Manuel Pacheco nasceu na rua António Rodrigues, no coração do bairro da Beira-Mar, em Aveiro. É cagaréu de corpo e alma, por dentro e por fora, dos pés à cabeça. Aos 73 anos, não lhe faltam recordações daquele labirinto de ruas e vielas onde cada recanto esconde um tesouro por desvendar e cada umbreira a promessa de uma história por contar. Ainda se lembra da primeira vez que, às escondidas da mãe e dos avós – o pai falecera, vítima de tuberculose, quando Manuel tinha apenas 5 anos -, se juntou a uma arruada de São Gonçalinho e foi, pela primeira vez sozinho, ao Rossio. “A agitação era enorme, pessoas de um lado para o outro, foguetes a bater nos telhados...”. Afoita, mas desacautelada, a escapadela valer-lhe-ia uma reprimenda ao voltar a casa. Mas nenhuma palmada poderia desvanecer a marca de libertação, independência e conquista que aquele pequeno passeio lhe deixara. É em momentos como este que uma criança cresce verdadeiramente.
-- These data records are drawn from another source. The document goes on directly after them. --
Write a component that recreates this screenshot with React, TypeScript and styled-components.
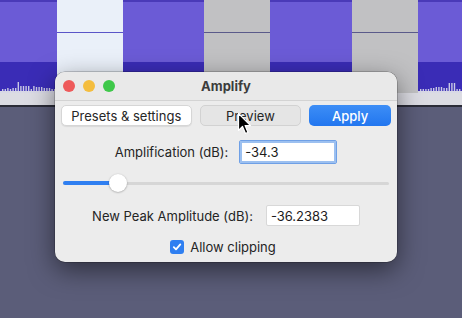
import styled, { createGlobalStyle } from "styled-components";

const GlobalStyle = createGlobalStyle`
  html, body {
    margin: 0;
    padding: 0;
    width: 462px;
    height: 318px;
    overflow: hidden;
    background: #5b5d79;
  }
  * {
    box-sizing: border-box;
  }
`;

const Desktop = styled.div`
  position: relative;
  width: 462px;
  height: 318px;
  background: #5b5d79;
  font-family: Inter, "Noto Sans", "Liberation Sans", sans-serif;
  overflow: hidden;
`;

const Track = styled.div`
  display: flex;
  height: 93px;
`;

const Clip = styled.div<{ $w: number; $tone: "light" | "gray" }>`
  position: relative;
  width: ${({ $w }) => $w}px;
  height: 100%;
  background: ${({ $tone }) => ($tone === "light" ? "#eaf0f9" : "#c1c1c3")};

  &::after {
    content: "";
    position: absolute;
    left: 0;
    right: 0;
    top: 32px;
    height: 1px;
    background: ${({ $tone }) => ($tone === "light" ? "#5a55c8" : "#5a5a8a")};
  }
`;

const WaveClip = styled.div<{ $w: number }>`
  width: ${({ $w }) => $w}px;
  height: 100%;
  display: flex;
  flex-direction: column;
  border-top: 2px solid #4a3ab8;
`;

const WaveTop = styled.div`
  height: 60px;
  background: #6b5bd6;
`;

const WaveBottom = styled.div`
  flex: 1;
  background: #3a2cb6;
  display: flex;
  align-items: flex-end;
  border-bottom: 2px solid #d8d8e6;
`;

const TrackFooter = styled.div`
  height: 14px;
  background: #dcdce3;
  border-bottom: 2px solid #2b2c38;
`;

const Window = styled.div`
  position: absolute;
  left: 55px;
  top: 72px;
  width: 342px;
  height: 190px;
  background: #ececec;
  border-radius: 10px;
  box-shadow: 0 0 0 0.5px rgba(0, 0, 0, 0.35), 0 8px 26px rgba(0, 0, 0, 0.5);
  overflow: hidden;
  color: #242424;
  font-size: 13px;
`;

const TitleBar = styled.div`
  position: relative;
  height: 29px;
  display: flex;
  align-items: center;
  padding-left: 8px;
  gap: 8px;
  background: #e9e9e9;
  border-bottom: 1px solid #d3d3d3;
`;

const Light = styled.span<{ $color: string }>`
  width: 12px;
  height: 12px;
  border-radius: 50%;
  background: ${({ $color }) => $color};
`;

const Title = styled.div`
  position: absolute;
  left: 0;
  right: 0;
  text-align: center;
  font-weight: 700;
  color: #3c3c3c;
`;

const Body = styled.div`
  padding: 4px 6px 0;
  display: flex;
  flex-direction: column;
`;

const ButtonRow = styled.div`
  display: flex;
  gap: 8px;
  height: 21px;
`;

const Button = styled.div<{ $w: number; $kind: "plain" | "muted" | "primary" }>`
  width: ${({ $w }) => $w}px;
  height: 21px;
  border-radius: 5px;
  display: flex;
  align-items: center;
  justify-content: center;
  font-size: 13px;
  ${({ $kind }) =>
    $kind === "primary"
      ? `background: linear-gradient(#3d8ef6, #2276ef); color: #fff; font-weight: 500;`
      : $kind === "muted"
      ? `background: #e5e5e5; border: 1px solid #d2d2d2; color: #262626;`
      : `background: #fff; border: 1px solid #d6d6d6; box-shadow: 0 1px 1px rgba(0,0,0,0.08); color: #262626;`}
`;

const FieldRow = styled.div<{ $gap: number; $top: number }>`
  display: flex;
  justify-content: center;
  align-items: center;
  gap: ${({ $gap }) => $gap}px;
  margin-top: ${({ $top }) => $top}px;
`;

const Field = styled.div<{ $w: number; $focus?: boolean }>`
  width: ${({ $w }) => $w}px;
  height: ${({ $focus }) => ($focus ? 24 : 21)}px;
  background: #fff;
  border: 1px solid ${({ $focus }) => ($focus ? "#6fa0e6" : "#d8d8d8")};
  box-shadow: ${({ $focus }) => ($focus ? "inset 0 0 0 2px #9cc0f0" : "none")};
  border-radius: 2px;
  display: flex;
  align-items: center;
  padding-left: ${({ $focus }) => ($focus ? 5 : 4)}px;
  color: #1c1c1c;
`;

const Slider = styled.div`
  position: relative;
  margin: 10px 2px 0;
  height: 18px;
  display: flex;
  align-items: center;
`;

const SliderTrack = styled.div`
  width: 100%;
  height: 3px;
  border-radius: 2px;
  background: #d6d6d6;
`;

const SliderFill = styled.div`
  position: absolute;
  left: 0;
  top: 7px;
  height: 4px;
  border-radius: 2px;
  background: #2f7ff1;
`;

const Knob = styled.div`
  position: absolute;
  top: 0;
  width: 18px;
  height: 18px;
  border-radius: 50%;
  background: #fff;
  box-shadow: 0 0.5px 2px rgba(0, 0, 0, 0.35);
`;

const CheckRow = styled.label`
  display: flex;
  justify-content: center;
  align-items: center;
  gap: 6px;
  margin-top: 13px;
  margin-right: 6px;
`;

const Checkbox = styled.span`
  width: 14px;
  height: 14px;
  border-radius: 3px;
  background: #2f7ff1;
  display: flex;
  align-items: center;
  justify-content: center;
`;

const Cursor = styled.svg`
  position: absolute;
  left: 237px;
  top: 112px;
`;

function WaveBars({ w, heights }: { w: number; heights: number[] }) {
  return (
    <svg width={w} height={11} viewBox={`0 0 ${w} 11`}>
      {heights.map((h, i) => (
        <rect key={i} x={2 + i * 2.6} y={11 - h} width={1.4} height={h} fill="#c9c9e4" />
      ))}
    </svg>
  );
}

const leftBars = [2, 2, 3, 2, 3, 3, 9, 5, 5, 5, 5, 2, 5, 4, 4, 4, 3, 3, 3, 2, 2, 2];
const rightBars = [2, 2, 2, 2, 3, 3, 4, 4, 4, 3, 3, 8, 8, 8, 2, 2];

export default function App() {
  const pct = 0.17;
  return (
    <>
      <GlobalStyle />
      <Desktop>
        <Track>
          <WaveClip $w={57}>
            <WaveTop />
            <WaveBottom>
              <WaveBars w={57} heights={leftBars} />
            </WaveBottom>
          </WaveClip>
          <Clip $w={66} $tone="light" />
          <WaveClip $w={81}>
            <WaveTop />
            <WaveBottom />
          </WaveClip>
          <Clip $w={66} $tone="gray" />
          <WaveClip $w={82}>
            <WaveTop />
            <WaveBottom />
          </WaveClip>
          <Clip $w={66} $tone="gray" />
          <WaveClip $w={44}>
            <WaveTop />
            <WaveBottom>
              <WaveBars w={44} heights={rightBars} />
            </WaveBottom>
          </WaveClip>
        </Track>
        <TrackFooter />

        <Window>
          <TitleBar>
            <Light $color="#ee5a5a" />
            <Light $color="#f4bd3e" />
            <Light $color="#3fc84a" />
            <Title>Amplify</Title>
          </TitleBar>
          <Body>
            <ButtonRow>
              <Button $w={131} $kind="plain">Presets &amp; settings</Button>
              <Button $w={102} $kind="muted">Preview</Button>
              <Button $w={82} $kind="primary">Apply</Button>
            </ButtonRow>

            <FieldRow $gap={11} $top={14}>
              <span>Amplification (dB):</span>
              <Field $w={98} $focus>-34.3</Field>
            </FieldRow>

            <Slider>
              <SliderTrack />
              <SliderFill style={{ width: `${pct * 100}%` }} />
              <Knob style={{ left: `calc(${pct * 100}% - 9px)` }} />
            </Slider>

            <FieldRow $gap={13} $top={13}>
              <span>New Peak Amplitude (dB):</span>
              <Field $w={94}>-36.2383</Field>
            </FieldRow>

            <CheckRow>
              <Checkbox>
                <svg width="10" height="10" viewBox="0 0 10 10">
                  <path d="M1.8 5.2 L4 7.4 L8.3 2.4" fill="none" stroke="#fff" strokeWidth="1.8" strokeLinecap="round" strokeLinejoin="round" />
                </svg>
              </Checkbox>
              <span>Allow clipping</span>
            </CheckRow>
          </Body>
        </Window>

        <Cursor width="16" height="24" viewBox="0 0 16 24">
          <path d="M1.5 1.5 L1.5 18.5 L5.5 14.5 L8.5 21.5 L11 20.4 L8.1 13.6 L13.5 13.6 Z" fill="#000" stroke="#fff" strokeWidth="1.2" strokeLinejoin="round" />
        </Cursor>
      </Desktop>
    </>
  );
}
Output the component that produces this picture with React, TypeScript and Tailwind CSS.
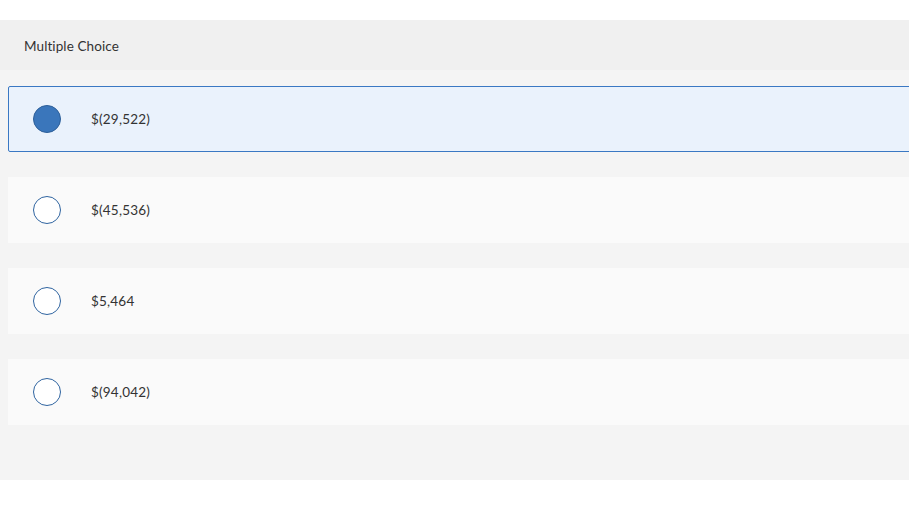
import React from 'react';

const options = ['$(29,522)', '$(45,536)', '$5,464', '$(94,042)'];

export default function App() {
  const selected = 0;
  return (
    <div className="w-[909px] h-[512px] bg-white overflow-hidden pt-5" style={{ fontFamily: 'Lato, "Open Sans", sans-serif' }}>
      <div className="w-[940px]">
        <div className="h-[50px] bg-[#f0f0f0] flex items-center pl-6 text-[13.5px] text-[#333]">
          <span className="mt-0.5 tracking-[0.1px]">Multiple Choice</span>
        </div>
        <div className="bg-[#f4f4f4] pt-4 pb-[55px] pl-2 flex flex-col gap-[25px]">
          {options.map((opt, i) => {
            const on = i === selected;
            return (
              <div
                key={opt}
                className={
                  on
                    ? 'h-[66px] flex items-center bg-[#eaf2fc] border border-[#3a78c3] rounded-[2px] pl-6'
                    : 'h-[66px] flex items-center bg-[#fafafa] pl-[25px]'
                }
              >
                {on ? (
                  <span className="w-[28px] h-[28px] rounded-full bg-[#3a76bb] border border-[#2d5f99]" />
                ) : (
                  <span className="w-[28px] h-[28px] rounded-full bg-white border border-[#2f64a0]" />
                )}
                <span className="ml-[30px] mt-px text-[13.5px] tracking-[0.2px] text-[#333]">{opt}</span>
              </div>
            );
          })}
        </div>
      </div>
    </div>
  );
}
À medida que a adolescência ia tomando o lugar da infância, também Manuel ia conquistando novos espaços e habilidades. “Jogávamos à bola no areal da antiga lota e começávamos a aprender a nadar junto à Ponte de Carcavelos. O grande desafio, que incitava os mais crescidos e deslumbrava os mais novos, era ir saltar à ponte de São João”, conta.
A guerra ultramarina afastou-o de Aveiro durante três longos anos. Na correspondência que, a partir de Angola, fazia chegar à família e amigos, lembra-se de ter partilhado mais do que uma vez a “saudade do cheiro a maresia”, o inebriante perfume da água, do sal e do lodo que, por cá, tomamos como garantido, mas que a distância transforma em fragrância quase-divina.
Manuel Pacheco estudou no Instituto Comercial e formou-se em Contabilidade e Administração no ISCA. Nunca ponderou abandonar Aveiro. Muito por causa da sua mãe, D. Maria da Conceição, é certo, mas também por este amor inexplicável que sente pela terra que o viu nascer. E quem diz terra, diz, obrigatoriamente, as pessoas. “O melhor de Aveiro são os aveirenses”, atesta. É, aliás, por eles e para eles que, uma vez mais, se propôs a um projeto editorial de preservação da alma e da memória.
Em entrevista à Aveiro Mag, Manuel Pacheco explica que este “Artistas d’Aveiro” é “independente de qualquer organização ou coletividade cultural ou artística”, com vista a “evitar tentativas de interferência ou pressão”. A seleção dos artistas a incluir “assentou nas nossas memórias pessoais – minhas e do Armando - e é fruto das nossas vivências e estímulos”, sublinhando que este não é, nem ambiciona ser, um trabalho completo. Desde os artistas com maior projeção pública, àqueles que são menos conhecidos, “haverá sempre alguém em falta”. É, contudo, indesmentível que esta obra vem estabelecer um novo ponto de partida “incontornável para estudiosos e curiosos”. Quem o referiu, aliás, foi Alberto Souto, antigo presidente da câmara de Aveiro, perante as largas dezenas (centenas, porventura) de pessoas que se juntaram na Praça do Peixe no passado dia 23 de setembro para a primeira apresentação desta obra. “É um legado que deixamos à nossa cidade. A nossa contribuição para a preservação do património imaterial”, diz Manuel Pacheco.
À semelhança das anteriores publicações - a receita proveniente das vendas do primeiro livro reverteu a favor do Centro de Alcoólicos e Recuperados do Distrito de Aveiro (CARDA) e do Estabelecimento Prisional de Aveiro; as do segundo, por sua vez, foram oferecidas à congregação “Criaditas dos Pobres” e aos Bombeiros Novos de Aveiro -, também a obra “Artistas d’Aveiro” tem um fim solidário. Desta vez, a verba angariada terá como destino o Clube dos Galitos onde, em tempos, o autor foi atleta. “Passei pela natação e pelo basquetebol”, partilha, recordando “tempos fantásticos de liberdade, convívio e aprendizagem”. Em 1964, Manuel Pacheco foi campeão regional de natação na prova de estafeta de 4 x 100 metros livres e, três anos depois, sagrou-se campeão nacional de basquetebol (juvenis). “A primeira vez que eu comi um iogurte ou provei um cachorro-quente foi numa prova de natação, tal como uma das primeiras vezes que fui a Lisboa foi para nadar nas piscinas do Nacional , em São Bento”, elenca. “Todos os que tiveram a oportunidade de representar o Galitos têm memórias extraordinárias dos momentos que viveram no clube”, assegura, explicando que esta contribuição não é mais do que uma “tentativa de devolver ao clube” aquilo que o clube lhe deu.